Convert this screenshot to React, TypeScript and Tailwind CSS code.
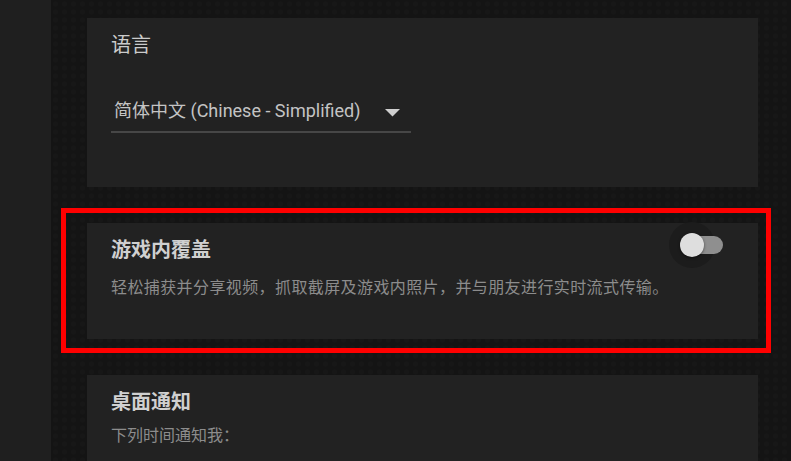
import { useState } from "react";

const fontStack = "font-['Roboto','Noto_Sans_CJK_SC',sans-serif]";

function Toggle() {
  const [on, setOn] = useState(false);
  return (
    <button
      type="button"
      onClick={() => setOn(!on)}
      aria-pressed={on}
      className="relative h-[24px] w-[43px] shrink-0 -translate-y-[5px]"
    >
      <span className="absolute left-[-11px] top-[-11px] h-[46px] w-[46px] rounded-full bg-[#1c1c1c]" />
      <span className="absolute left-[3px] top-[3px] h-[18px] w-[40px] rounded-full bg-[#8f8f8f]" />
      <span className="absolute left-0 top-0 h-[24px] w-[24px] rounded-full bg-[#dedede] shadow-[0_1px_3px_rgba(0,0,0,0.5)]" />
    </button>
  );
}

export default function App() {
  return (
    <div className={`flex h-[461px] w-[791px] overflow-hidden bg-[#141414] ${fontStack}`}>
      <div className="w-[51px] shrink-0 bg-[#1f1f1f]" />

      <main className="flex flex-1 flex-col gap-[36px] bg-[radial-gradient(circle,#171717_40%,transparent_46%)] bg-[length:9px_8px] pl-[36px] pr-[33px] pt-[18px]">
        <section className="h-[169px] shrink-0 bg-[#222222] pl-[24px] pr-[35px] pt-[13px]">
          <h2 className="text-[20px] leading-[28px] text-[#cbcbcb]">语言</h2>
          <div className="mt-[40px] flex w-[300px] items-center justify-between border-b-2 border-[#474747] pb-[8px] pl-[3px]">
            <span className="text-[18px] leading-[24px] text-[#c4c4c4]">
              简体中文 (Chinese - Simplified)
            </span>
            <svg width="15" height="8" viewBox="0 0 15 8" className="mr-[11px] mt-[3px]">
              <path d="M0 0h15L7.5 7.5z" fill="#cfcfcf" />
            </svg>
          </div>
        </section>

        <div className="relative shrink-0">
          <section className="h-[116px] bg-[#222222] pl-[24px] pr-[35px] pt-[13px]">
            <div className="flex items-center justify-between">
              <h2 className="text-[20px] font-bold leading-[28px] text-[#d0d0d0]">游戏内覆盖</h2>
              <Toggle />
            </div>
            <p className="mt-[12px] text-[16px] leading-[24px] tracking-[0.4px] text-[#8c8c8c]">
              轻松捕获并分享视频，抓取截屏及游戏内照片，并与朋友进行实时流式传输。
            </p>
          </section>
          <div className="pointer-events-none absolute -bottom-[14px] -left-[26px] -right-[13px] -top-[15px] border-[5px] border-[#ff0000]" />
        </div>

        <section className="h-[150px] shrink-0 bg-[#222222] pl-[24px] pr-[35px] pt-[13px]">
          <h2 className="text-[20px] font-bold leading-[28px] text-[#d0d0d0]">桌面通知</h2>
          <p className="mt-[8px] text-[16px] leading-[24px] text-[#8c8c8c]">下列时间通知我：</p>
        </section>
      </main>
    </div>
  );
}
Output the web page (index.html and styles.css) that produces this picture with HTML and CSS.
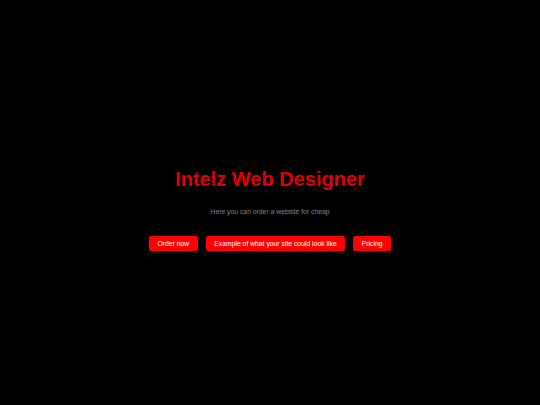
FILE: index.html
```html
<!DOCTYPE html>
<html lang="en">
<head>
  <meta charset="UTF-8">
  <meta name="viewport" content="width=device-width, initial-scale=1.0">
  <title>Intelz Web Designer</title>
  <link rel="stylesheet" href="styles.css">
</head>
<body>
    <div class="hero">
        <h1 class="hero-title">Intelz Web Designer</h1>
        <p class="hero-text">Here you can order a website for cheap</p>
        <div class="hero-buttons">
            <a class="btn" href="#order">Order now</a>
            <a class="btn" href="#example">Example of what your site could look like</a>
            <a class="btn" href="#pricing">Pricing</a>
        </div>
    </div>
</body>
</html>
```

FILE: styles.css
```css
body {
  margin: 0;
  height: 100vh;
  background-color: #000;
  font-family: "Liberation Sans", Arial, sans-serif;
  display: flex;
  align-items: center;
  justify-content: center;
}

.hero {
  display: flex;
  flex-direction: column;
  align-items: center;
  margin-top: 14px;
}

.hero-title {
  margin: 0;
  font-size: 20px;
  font-weight: bold;
  color: #e00000;
}

.hero-text {
  margin: 17px 0 0;
  font-size: 6.8px;
  color: #808080;
}

.hero-buttons {
  display: flex;
  gap: 8px;
  margin-top: 21px;
}

.btn {
  display: block;
  padding: 4px 8.5px;
  font-size: 6.8px;
  line-height: 7px;
  color: #fff;
  background-color: #f00;
  border-radius: 2px;
  text-decoration: none;
}
```
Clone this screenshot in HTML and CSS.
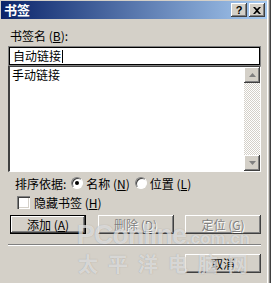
FILE: index.html
```html
<!DOCTYPE html>
<html lang="zh-CN">
<head>
    <meta charset="UTF-8">
    <title>书签</title>
    <link rel="stylesheet" href="styles.css">
</head>
<body>
    <div class="dialog">
        <div class="titlebar">
            <span class="title">书签</span>
            <div class="caption-btns">
                <span class="cap-btn help">?</span>
                <span class="cap-btn">
                    <svg width="8" height="7" viewBox="0 0 8 7"><path d="M0 0h2l2 2 2-2h2L5 3.5 8 7H6L4 5 2 7H0l3-3.5z" fill="#000"/></svg>
                </span>
            </div>
        </div>
        <div class="content">
            <div class="field-label">书签名 (<u>B</u>):</div>
            <div class="name-input">自动链接<span class="caret"></span></div>
            <div class="list">
                <div class="list-items">
                    <div class="item">手动链接</div>
                </div>
                <div class="scrollbar">
                    <span class="sb-btn">
                        <svg width="7" height="4" viewBox="0 0 7 4"><path d="M3.5 0L7 4H0z" fill="#808080"/></svg>
                    </span>
                    <span class="sb-track"></span>
                    <span class="sb-btn">
                        <svg width="7" height="4" viewBox="0 0 7 4"><path d="M0 0h7L3.5 4z" fill="#808080"/></svg>
                    </span>
                </div>
            </div>
            <div class="sort-row">
                <span>排序依据:</span>
                <span class="radio checked"></span>
                <span>名称 (<u>N</u>)</span>
                <span class="radio"></span>
                <span>位置 (<u>L</u>)</span>
            </div>
            <div class="check-row">
                <span class="checkbox"></span>
                <span>隐藏书签 (<u>H</u>)</span>
            </div>
            <div class="btn-row">
                <span class="btn default">添加 (<u>A</u>)</span>
                <span class="btn disabled">删除 (<u>D</u>)</span>
                <span class="btn disabled">定位 (<u>G</u>)</span>
            </div>
            <div class="sep"></div>
            <div class="btn-row end">
                <span class="btn">取消</span>
            </div>
        </div>
        <div class="watermark">
            <div class="wm-top"><span class="wm-big">PConline</span><span class="wm-small">.com.cn</span></div>
            <div class="wm-cn">太平洋电脑网</div>
        </div>
    </div>
</body>
</html>
```

FILE: styles.css
```css
* {
    margin: 0;
    padding: 0;
    box-sizing: border-box;
}

body {
    font-family: "Noto Sans CJK SC", "Liberation Sans", sans-serif;
    font-size: 12px;
    color: #000;
    background: #d4d0c8;
}

.dialog {
    position: relative;
    width: 271px;
    height: 283px;
    background: #d4d0c8;
    padding: 1px 4px 0 1px;
    box-shadow: inset -1px 0 #404040, inset -2px 0 #808080, inset -3px 0 #d4d0c8, inset -4px 0 #fff;
    overflow: hidden;
}

.titlebar {
    display: flex;
    align-items: center;
    justify-content: space-between;
    height: 18px;
    padding: 0 2px 0 3px;
    background: linear-gradient(90deg, #0a246a, #a6caf0);
}

.title {
    color: #fff;
    font-weight: bold;
    font-size: 13px;
    line-height: 18px;
}

.caption-btns {
    display: flex;
    gap: 2px;
}

.cap-btn {
    display: flex;
    align-items: center;
    justify-content: center;
    width: 16px;
    height: 14px;
    background: #d4d0c8;
    box-shadow: inset -1px -1px #404040, inset 1px 1px #fff, inset -2px -2px #808080;
    font-family: "Liberation Sans", sans-serif;
    font-weight: bold;
    font-size: 11px;
    line-height: 14px;
}

.content {
    display: flex;
    flex-direction: column;
    padding: 10px 6px 0 7px;
}

.field-label {
    height: 14px;
    line-height: 14px;
    padding-left: 2px;
    margin-bottom: 4px;
}

.name-input {
    display: flex;
    align-items: center;
    height: 18px;
    padding-left: 3px;
    background: #fff;
    border: 1px solid #000;
    box-shadow: 0 0 0 1px #808080;
    margin: 0 1px;
    line-height: 14px;
}

.caret {
    width: 1px;
    height: 13px;
    background: #000;
    margin-left: 1px;
}

.list {
    display: flex;
    height: 106px;
    margin-top: 1px;
    background: #fff;
    border-top: 1px solid #404040;
    border-left: 2px solid #404040;
    border-right: 1px solid #fff;
    border-bottom: 1px solid #fff;
    box-shadow: 0 -1px 0 #808080;
}

.list-items {
    flex: 1;
    padding: 1px 2px;
}

.item {
    line-height: 14px;
}

.scrollbar {
    display: flex;
    flex-direction: column;
    width: 16px;
}

.sb-btn {
    display: flex;
    align-items: center;
    justify-content: center;
    height: 16px;
    background: #d4d0c8;
    box-shadow: inset -1px -1px #404040, inset 1px 1px #fff, inset -2px -2px #808080;
}

.sb-track {
    flex: 1;
    background-color: #fff;
    background-image: repeating-conic-gradient(#d4d0c8 0 25%, #fff 0 50%);
    background-size: 2px 2px;
}

.sort-row {
    display: flex;
    align-items: center;
    height: 20px;
    margin-top: 1px;
    padding-left: 7px;
    gap: 3px;
}

.radio {
    width: 12px;
    height: 12px;
    border-radius: 50%;
    background: #fff;
    border: 1px solid;
    border-color: #808080 #fff #fff #808080;
    box-shadow: inset 1px 1px #404040;
    display: flex;
    align-items: center;
    justify-content: center;
    margin-left: 2px;
}

.radio.checked::after {
    content: "";
    width: 4px;
    height: 4px;
    border-radius: 50%;
    background: #000;
}

.check-row {
    display: flex;
    align-items: center;
    height: 19px;
    padding-left: 9px;
    gap: 4px;
}

.checkbox {
    width: 13px;
    height: 13px;
    background: #fff;
    box-shadow: inset 1px 1px #808080, inset 2px 2px #404040, inset -1px -1px #fff, inset -2px -2px #d4d0c8;
}

.btn-row {
    display: flex;
    justify-content: space-between;
    margin-top: 3px;
    padding: 0 0 0 2px;
}

.btn-row.end {
    justify-content: flex-end;
    margin-top: 8px;
}

.btn {
    display: flex;
    align-items: center;
    justify-content: center;
    width: 76px;
    height: 19px;
    background: #d4d0c8;
    box-shadow: inset -1px -1px #404040, inset 1px 1px #fff, inset -2px -2px #808080;
    line-height: 14px;
}

.btn.default {
    border: 1px solid #000;
}

.btn.disabled {
    color: #808080;
    text-shadow: 1px 1px #fff;
}

.sep {
    height: 2px;
    margin-top: 10px;
    border-top: 1px solid #808080;
    border-bottom: 1px solid #fff;
}

.watermark {
    position: absolute;
    left: 77px;
    top: 221px;
    width: 190px;
    white-space: nowrap;
    color: rgba(255, 255, 255, 0.6);
    text-shadow: 0 0 1px rgba(110, 110, 110, 0.55);
    pointer-events: none;
}

.wm-top {
    display: flex;
    align-items: baseline;
    font-family: "Liberation Sans", sans-serif;
    font-weight: bold;
    line-height: 28px;
}

.wm-big {
    font-size: 27px;
    letter-spacing: -1px;
}

.wm-small {
    font-size: 17px;
}

.wm-cn {
    font-family: "Noto Sans CJK SC", sans-serif;
    font-weight: bold;
    font-size: 20px;
    line-height: 22px;
    letter-spacing: 10px;
    margin-left: 1px;
}
```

*-*-*

[Short problem] What is the number of lines that hold the string "styles"? Reply with that number alone.

[Expected answer] 5